Do This Now (5 Steps)
- Grab your list of potential experiments or analyses.
- For your top contender, write down the single key business question it answers.
- List the three most important pieces of evidence that support running this test now.
- Draft one clear, specific recommendation for your stakeholder. Who should do what?
- Fit all of the above—question, evidence, and recommendation—on one single page. No second page allowed. This forces clarity.
Avoid These Traps
- Don’t lead with your methodology. Lead with the business impact.
- Avoid showing every chart you made. Pick the one visual that best answers the stakeholder’s core question.
- Don’t present options without a recommendation. Your job is to guide the decision, not just present data.
- Resist the urge to add ‘just one more’ metric. It dilutes your message.

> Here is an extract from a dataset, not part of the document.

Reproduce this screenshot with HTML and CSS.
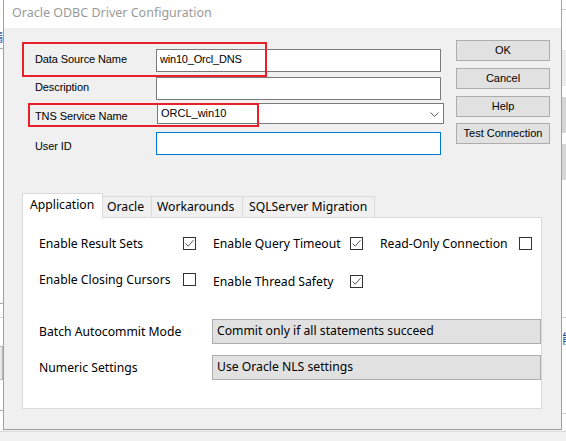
FILE: index.html
```html
<!DOCTYPE html>
<html>
<head>
<meta charset="utf-8">
<link rel="stylesheet" href="styles.css">
</head>
<body>
<div class="screen">
  <div class="desk">
    <div class="bg-left">
      <div class="bl-glyph">嫣</div>
      <div class="bl-line l1"></div>
      <div class="bl-line l2"></div>
      <div class="bl-line l3"></div>
      <div class="bl-icon"></div>
      <div class="bl-line l4"></div>
    </div>
    <div class="window">
      <div class="titlebar">Oracle ODBC Driver Configuration</div>
      <div class="body">
        <div class="top">
          <div class="form">
            <div class="row r1">
              <div class="label">Data Source Name</div>
              <div class="edit">win10_Orcl_DNS</div>
            </div>
            <div class="row r2">
              <div class="label">Description</div>
              <div class="edit"></div>
            </div>
            <div class="row r3">
              <div class="label">TNS Service Name</div>
              <div class="combo">ORCL_win10
                <svg class="chev" width="9" height="5" viewBox="0 0 9 5"><path d="M0.5 0.5 L4.5 4.5 L8.5 0.5" fill="none" stroke="#606060" stroke-width="1"/></svg>
              </div>
            </div>
            <div class="row r4">
              <div class="label">User ID</div>
              <div class="edit focus"></div>
            </div>
          </div>
          <div class="buttons">
            <div class="btn">OK</div>
            <div class="btn">Cancel</div>
            <div class="btn">Help</div>
            <div class="btn last">Test Connection</div>
          </div>
        </div>
        <div class="tabs">
          <div class="tab active">Application</div>
          <div class="tab t-oracle">Oracle</div>
          <div class="tab t-work">Workarounds</div>
          <div class="tab t-sql">SQLServer Migration</div>
        </div>
        <div class="panel">
          <div class="checks">
            <div class="citem c1"><span class="clabel">Enable Result Sets</span><span class="cb checked"><svg width="11" height="11" viewBox="0 0 11 11"><path d="M1.5 5.5 L4.2 8.2 L9.5 2.2" fill="none" stroke="#5a5a5a" stroke-width="1"/></svg></span></div>
            <div class="citem c2"><span class="clabel">Enable Query Timeout</span><span class="cb checked"><svg width="11" height="11" viewBox="0 0 11 11"><path d="M1.5 5.5 L4.2 8.2 L9.5 2.2" fill="none" stroke="#5a5a5a" stroke-width="1"/></svg></span></div>
            <div class="citem c3"><span class="clabel">Read-Only Connection</span><span class="cb"></span></div>
          </div>
          <div class="checks row2">
            <div class="citem c1"><span class="clabel">Enable Closing Cursors</span><span class="cb"></span></div>
            <div class="citem c2 lower"><span class="clabel">Enable Thread Safety</span><span class="cb checked"><svg width="11" height="11" viewBox="0 0 11 11"><path d="M1.5 5.5 L4.2 8.2 L9.5 2.2" fill="none" stroke="#5a5a5a" stroke-width="1"/></svg></span></div>
          </div>
          <div class="selrow first">
            <div class="slabel">Batch Autocommit Mode</div>
            <div class="select">Commit only if all statements succeed</div>
          </div>
          <div class="selrow">
            <div class="slabel">Numeric Settings</div>
            <div class="select">Use Oracle NLS settings</div>
          </div>
        </div>
      </div>
    </div>
    <div class="bg-right">
      <div class="br-line b1"></div>
      <div class="br-strip s1"></div>
      <div class="br-strip s2"></div>
      <div class="br-strip s3"></div>
      <div class="br-line b2"></div>
      <div class="br-glyph">能</div>
      <div class="br-line b3"></div>
    </div>
  </div>
  <div class="bottom"></div>
  <div class="redbox box1"></div>
  <div class="redbox box2"></div>
</div>
</body>
</html>
```
FILE: styles.css
```css
* { box-sizing: border-box; }
html, body { margin: 0; padding: 0; }
body { width: 566px; height: 441px; overflow: hidden; background: #f0f0f0; }
.screen { position: relative; width: 566px; height: 441px; background: #f0f0f0; font-family: "Liberation Sans", Arial, sans-serif; }
.desk { display: flex; height: 431px; }

.bg-left { position: relative; width: 3px; height: 430px; background: #fff; overflow: hidden; }
.bl-line { position: absolute; left: 0; width: 3px; height: 1px; background: #a8a8a8; }
.bl-line.l1 { top: 48px; }
.bl-line.l2 { top: 303px; }
.bl-line.l3 { top: 317px; background: #d8d8d8; }
.bl-line.l4 { top: 410px; }
.bl-glyph { position: absolute; left: -9px; top: 28px; font-size: 12px; color: #3a5aa0; font-family: "Noto Sans CJK SC", sans-serif; }
.bl-icon { position: absolute; left: -4px; top: 346px; width: 7px; height: 34px; border: 1px solid #b8b8b8; background: #e8e8e8; }

.bg-right { position: relative; width: 4px; height: 430px; background: #fff; overflow: hidden; }
.br-line { position: absolute; left: 0; width: 4px; height: 1px; background: #c8c8c8; }
.br-line.b1 { top: 9px; }
.br-line.b2 { top: 317px; }
.br-line.b3 { top: 413px; }
.br-strip { position: absolute; left: 0; width: 4px; }
.br-strip.s1 { top: 50px; height: 36px; background: #ececec; }
.br-strip.s2 { top: 97px; height: 36px; background: #d5d5d5; }
.br-strip.s3 { top: 144px; height: 36px; background: #d5d5d5; }
.br-glyph { position: absolute; left: 0; top: 328px; font-size: 13px; color: #2a4a9a; font-family: "Noto Sans CJK SC", sans-serif; }

.bottom { height: 10px; border-top: 1px solid #dadada; background: #f0f0f0; }

.window { width: 559px; height: 430px; border: 1px solid #a0a0a0; border-top: none; display: flex; flex-direction: column; background: #f0f0f0; }
.titlebar { height: 28px; background: #fff; padding-left: 8px; line-height: 26px; font-family: "Noto Sans", sans-serif; font-size: 12.5px; color: #9a9a9a; }
.body { flex: 1; padding-top: 12px; }

.top { display: flex; }
.form { margin-left: 31px; margin-top: 9px; }
.row { display: flex; align-items: center; }
.r1 { height: 23px; }
.r2 { height: 23px; margin-top: 5px; }
.r3 { height: 21px; margin-top: 3px; }
.r4 { height: 23px; margin-top: 8px; }
.label { width: 121px; font-size: 11px; letter-spacing: -0.1px; color: #000; }
.r1 .label, .r2 .label { padding-bottom: 3px; }
.r3 .label, .r4 .label { padding-top: 4px; }
.edit { width: 285px; height: 100%; background: #fff; border: 1px solid #7a7a7a; font-size: 11px; line-height: 19px; padding-left: 3px; letter-spacing: -0.2px; color: #000; }
.edit.focus { border-color: #0078d7; }
.combo { position: relative; width: 287px; height: 100%; margin-left: 1px; background: #fff; border: 1px solid #7a7a7a; font-size: 11px; line-height: 18px; padding-left: 3px; color: #000; }
.combo .chev { position: absolute; right: 4px; top: 8px; }

.buttons { margin-left: auto; margin-right: 11px; display: flex; flex-direction: column; }
.btn { width: 94px; height: 21px; margin-bottom: 7px; background: #e1e1e1; border: 1px solid #adadad; font-size: 11px; line-height: 18px; text-align: center; color: #000; }
.btn:nth-child(3) { margin-bottom: 6px; }
.btn.last { margin-bottom: 0; }

.tabs { display: flex; align-items: flex-end; margin-left: 18px; margin-top: 38px; height: 24px; font-family: "Noto Sans", sans-serif; font-size: 12.2px; color: #000; position: relative; z-index: 1; }
.tab { height: 21px; border-top: 1px solid #d9d9d9; border-right: 1px solid #d9d9d9; background: #f0f0f0; line-height: 20px; }
.tab.active { width: 81px; height: 25px; margin-bottom: -1px; border: 1px solid #d9d9d9; border-bottom: none; background: #fff; padding-left: 7px; line-height: 22px; }
.t-oracle { width: 49px; padding-left: 4px; }
.t-work { width: 91px; padding-left: 5px; }
.t-sql { width: 132px; padding-left: 6px; }

.panel { margin-left: 18px; width: 520px; height: 192px; background: #fff; border: 1px solid #d9d9d9; padding: 15px 0 0 16px; font-family: "Noto Sans", sans-serif; font-size: 12.2px; color: #000; }
.checks { display: flex; height: 20px; align-items: center; }
.checks.row2 { margin-top: 16px; }
.citem { display: flex; align-items: center; height: 20px; }
.citem.c1 { width: 174px; }
.citem.c1 .clabel { width: 144px; }
.citem.c2 { width: 167px; }
.citem.c2 .clabel { width: 137px; }
.citem.c3 .clabel { width: 139px; }
.citem.lower { margin-top: 5px; }
.cb { width: 13px; height: 13px; border: 1px solid #333; background: #fff; display: flex; align-items: center; justify-content: center; }
.cb svg { display: block; }

.selrow { display: flex; align-items: center; height: 25px; margin-top: 11px; }
.selrow.first { margin-top: 30px; }
.slabel { width: 173px; }
.select { width: 329px; height: 25px; background: #e1e1e1; border: 1px solid #adadad; padding-left: 4px; line-height: 22px; }

.redbox { position: absolute; border: 2px solid #e8202a; }
.box1 { left: 22px; top: 42px; width: 245px; height: 35px; }
.box2 { left: 28px; top: 103px; width: 231px; height: 24px; }
```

- Never send a 10-page deck without a one-page summary upfront. Stakeholders will skim, so control the narrative.
Your Win by Friday
By Friday, you can have a one-page snapshot for your next proposed experiment. You’ll walk into the planning meeting with a clear, confident ask that cuts through the noise. Your stakeholders will know exactly what you recommend and why—no more drifting updates. Think of it as giving your analysis a superpower: the power of focus.